松屋長春の和菓子便り

尾張稲沢の和菓子店、松屋長春の毎日を皆様にお届けします。 末長くお付き合いをよろしくお願いいたします。



青む葉に目を向ける

桜は先に花が咲き、花が舞い散る前に葉が芽を出します。




完全に桜花が散り去って、花筏となる頃には優しい色合いをした若葉が陽の光を浴びてぐんぐんと育つようになります。




非常に短い間に目まぐるしいほどの変化があるので、いつも興味深くその姿を観察するようにしています。




和菓子屋が使う桜の葉はソメイヨシノではなく大島桜。




伊豆大島が発祥ではないかもしれませんが、伊豆諸島に分布する桜の野生種であります。




葉が大きく育ってきたところで摘み取り、一年近く塩漬けにしたものを桜餅に使うのです。
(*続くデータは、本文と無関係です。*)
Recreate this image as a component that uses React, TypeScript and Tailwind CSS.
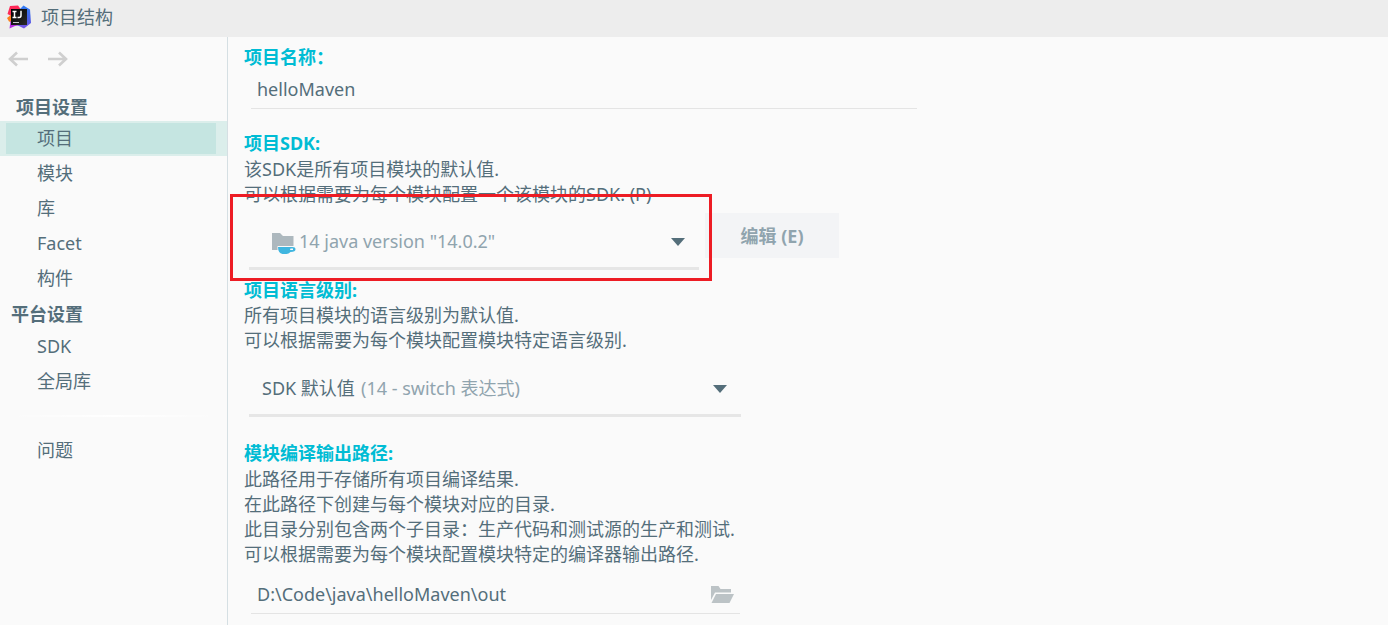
import { useState } from "react";

const projectItems = ["项目", "模块", "库", "Facet", "构件"];
const platformItems = ["SDK", "全局库"];

function Logo() {
    return (
        <svg className="size-6" viewBox="0 0 24 24" aria-hidden="true">
            <defs>
                <linearGradient id="logo-blue" x1="0" y1="0" x2="0" y2="1">
                    <stop offset="0" stopColor="#2f7df6" />
                    <stop offset="0.6" stopColor="#4a5fe6" />
                    <stop offset="1" stopColor="#7a55e8" />
                </linearGradient>
                <linearGradient id="logo-black" x1="0" y1="0" x2="1" y2="1">
                    <stop offset="0" stopColor="#000" />
                    <stop offset="1" stopColor="#2b2b2b" />
                </linearGradient>
            </defs>
            <path d="M3 1 L11 0.500 L15 6 L8 13 L0.500 9 Z" fill="#fe2857" />
            <path d="M0 13 L5 9 L7 18 L2 16.500 Z" fill="#fc801d" />
            <path d="M3.500 16 L9 14 L14 20 L8 21 L2.500 23.500 Z" fill="#b52fe0" />
            <path d="M13 4 L16.500 0.500 L23 4.500 L24 18 L17 23.500 L10 20 Z" fill="url(#logo-blue)" />
            <rect x="4" y="4" width="16" height="16" fill="url(#logo-black)" />
            <path d="M5.500 6.500h4M7.500 6.500v6M5.500 12.500h4M14 5.800v4.700q0 2-2 2h-1.500" fill="none" stroke="#fff" strokeWidth="1.500" />
            <path d="M6 17.500h6" stroke="#ccc" strokeWidth="1" />
        </svg>
    );
}

function Arrow({ flip = false }: { flip?: boolean }) {
    return (
        <svg className={flip ? "h-4 w-5 rotate-180" : "h-4 w-5"} viewBox="0 0 20 16" fill="none" stroke="#cfcfcf" strokeWidth="2.600" aria-hidden="true">
            <path d="M20 8H2M9 1.500L2 8l7 6.500" />
        </svg>
    );
}

function Caret() {
    return (
        <svg className="pointer-events-none absolute top-[25px] right-[14px] h-2 w-[14px]" viewBox="0 0 14 8" aria-hidden="true">
            <path d="M0 0h14L7 8z" fill="#546e7a" />
        </svg>
    );
}

function SdkIcon() {
    return (
        <svg className="pointer-events-none absolute top-5 left-[23px] h-[22px] w-6" viewBox="0 0 24 22" aria-hidden="true">
            <path d="M0 0h8l3 3h10.500v10H5.500v4H0z" fill="#adb8be" />
            <path d="M6 14h13q4.500-.5 4.500 2.300t-5 2.700q-2 2-4 2h-4q-4.500-1-4.500-7z" fill="#40b6e0" />
            <path d="M18.500 15.500h2.500v1.500h-3z" fill="#fafafa" />
        </svg>
    );
}

function FolderIcon() {
    return (
        <svg className="h-[17px] w-[23px]" viewBox="0 0 23 17" aria-hidden="true">
            <path d="M0 0h7.500l2 3H20v3.500H4L0 14z" fill="#bcc3c6" />
            <path d="M5 8h18l-4.500 9H.5z" fill="#bcc3c6" />
        </svg>
    );
}

function NavItem({ name, active, onPick }: { name: string; active: boolean; onPick: (name: string) => void }) {
    return (
        <li className={active ? "h-[35px] bg-[#dbeeeb] py-0.5 pr-[11px] pl-1.5" : "h-[35px] py-0.5 pr-[11px] pl-1.5"}>
            <button
                type="button"
                onClick={() => onPick(name)}
                className={active ? "block size-full bg-[#c5e5e1] pl-[31px] text-left" : "block size-full pl-[31px] text-left"}
            >
                {name}
            </button>
        </li>
    );
}

export default function App() {
    const [page, setPage] = useState("项目");
    const [name, setName] = useState("helloMaven");
    const [output, setOutput] = useState("D:\\Code\\java\\helloMaven\\out");

    return (
        <div className="flex min-h-screen flex-col bg-[#fafafa] font-['Noto_Sans','Noto_Sans_CJK_SC',sans-serif] text-[18px] leading-[25px] text-[#546e7a]">
            <header className="flex h-[37px] shrink-0 items-center gap-2.5 bg-[#ededed] pb-1 pl-[7px]">
                <Logo />
                <h1 className="pt-0.5">项目结构</h1>
            </header>
            <div className="flex grow">
                <aside className="w-[228px] shrink-0 border-r border-[#d5dfe3]">
                    <div className="flex h-[43px] items-center gap-5 pl-2">
                        <button type="button" aria-label="后退"><Arrow /></button>
                        <button type="button" aria-label="前进"><Arrow flip /></button>
                    </div>
                    <nav>
                        <h2 className="mt-[15px] pb-px pl-4 font-bold">项目设置</h2>
                        <ul>
                            {projectItems.map((item) => (
                                <NavItem key={item} name={item} active={item === page} onPick={setPage} />
                            ))}
                        </ul>
                        <h2 className="pt-1.5 pb-0.5 pl-[11px] font-bold">平台设置</h2>
                        <ul>
                            {platformItems.map((item) => (
                                <NavItem key={item} name={item} active={item === page} onPick={setPage} />
                            ))}
                        </ul>
                        <hr className="mx-2 my-4 h-0.5 border-0 bg-linear-to-r from-transparent via-white to-transparent" />
                        <ul>
                            <NavItem name="问题" active={page === "问题"} onPick={setPage} />
                        </ul>
                    </nav>
                </aside>
                <main className="min-w-0 grow pt-2 pl-4">
                    <section>
                        <label htmlFor="name" className="block font-bold text-[#00bcd4]">项目名称：</label>
                        <div className="ml-[7px] max-w-[666px] border-b border-[#e4e4e4]">
                            <input
                                id="name"
                                value={name}
                                onChange={(e) => setName(e.target.value)}
                                className="block h-[38px] w-full bg-transparent px-1.5 outline-none"
                            />
                        </div>
                    </section>

                    <section className="mt-[22px]">
                        <label htmlFor="sdk" className="block pb-px font-bold text-[#00bcd4]">项目SDK:</label>
                        <p>该SDK是所有项目模块的默认值.</p>
                        <p>可以根据需要为每个模块配置一个该模块的SDK. (P)</p>
                        <div className="relative mt-1.5 ml-[5px] flex items-start gap-1.5">
                            <div className="relative w-[450px]">
                                <select id="sdk" className="block h-[57px] w-full appearance-none border-b-3 border-[#e6e6e6] bg-transparent pt-0.5 pl-[50px] text-[#90a4ae] outline-none">
                                    <option>14 java version "14.0.2"</option>
                                </select>
                                <SdkIcon />
                                <Caret />
                            </div>
                            <button type="button" className="h-[45px] w-[134px] bg-[#f3f4f6] pt-0.5 font-bold text-[#90a4ae]">编辑 (E)</button>
                            {/* highlight frame round the SDK chooser */}
                            <div className="pointer-events-none absolute -top-[19px] -left-[19px] h-[87px] w-[482px] border-3 border-[#ed1c24]" />
                        </div>
                    </section>

                    <section className="mt-2">
                        <label htmlFor="level" className="block font-bold text-[#00bcd4]">项目语言级别:</label>
                        <p>所有项目模块的语言级别为默认值.</p>
                        <p>可以根据需要为每个模块配置模块特定语言级别.</p>
                        <div className="relative mt-[7px] ml-[5px] w-[492px]">
                            <select id="level" className="block h-[57px] w-full appearance-none border-b-3 border-[#e6e6e6] bg-transparent pt-0.5 pl-[13px] outline-none">
                                <option>SDK 默认值</option>
                            </select>
                            <span className="pointer-events-none absolute top-4 left-28 text-[#90a4ae]">(14 - switch 表达式)</span>
                            <Caret />
                        </div>
                    </section>

                    <section className="mt-6">
                        <label htmlFor="output" className="block pb-px font-bold text-[#00bcd4]">模块编译输出路径:</label>
                        <p>此路径用于存储所有项目编译结果.</p>
                        <p>在此路径下创建与每个模块对应的目录.</p>
                        <p>此目录分别包含两个子目录：生产代码和测试源的生产和测试.</p>
                        <p>可以根据需要为每个模块配置模块特定的编译器输出路径.</p>
                        <div className="mt-2 ml-[7px] flex w-[489px] items-center border-b border-[#e4e4e4] pr-1.5">
                            <input
                                id="output"
                                value={output}
                                onChange={(e) => setOutput(e.target.value)}
                                className="block h-[38px] min-w-0 grow bg-transparent px-1.5 outline-none"
                            />
                            <button type="button" aria-label="浏览"><FolderIcon /></button>
                        </div>
                    </section>
                </main>
            </div>
        </div>
    );
}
松屋長春では夏場にまだ漬かりの浅いものを特別に仕入れ、「葛桜」に使うので、一年で2回に渡って大島桜にはお世話になることになります。




桜餅が終盤を迎えておりますが、昨年漬けてもらった桜葉が抜群の出来栄えでした。








来年も素晴らしい桜葉ができる事を期待したいと思います。




桜はどうしても花にフォーカスされがちですが、和菓子職人である私は花が散った後に青む葉たちにも注目しているのです。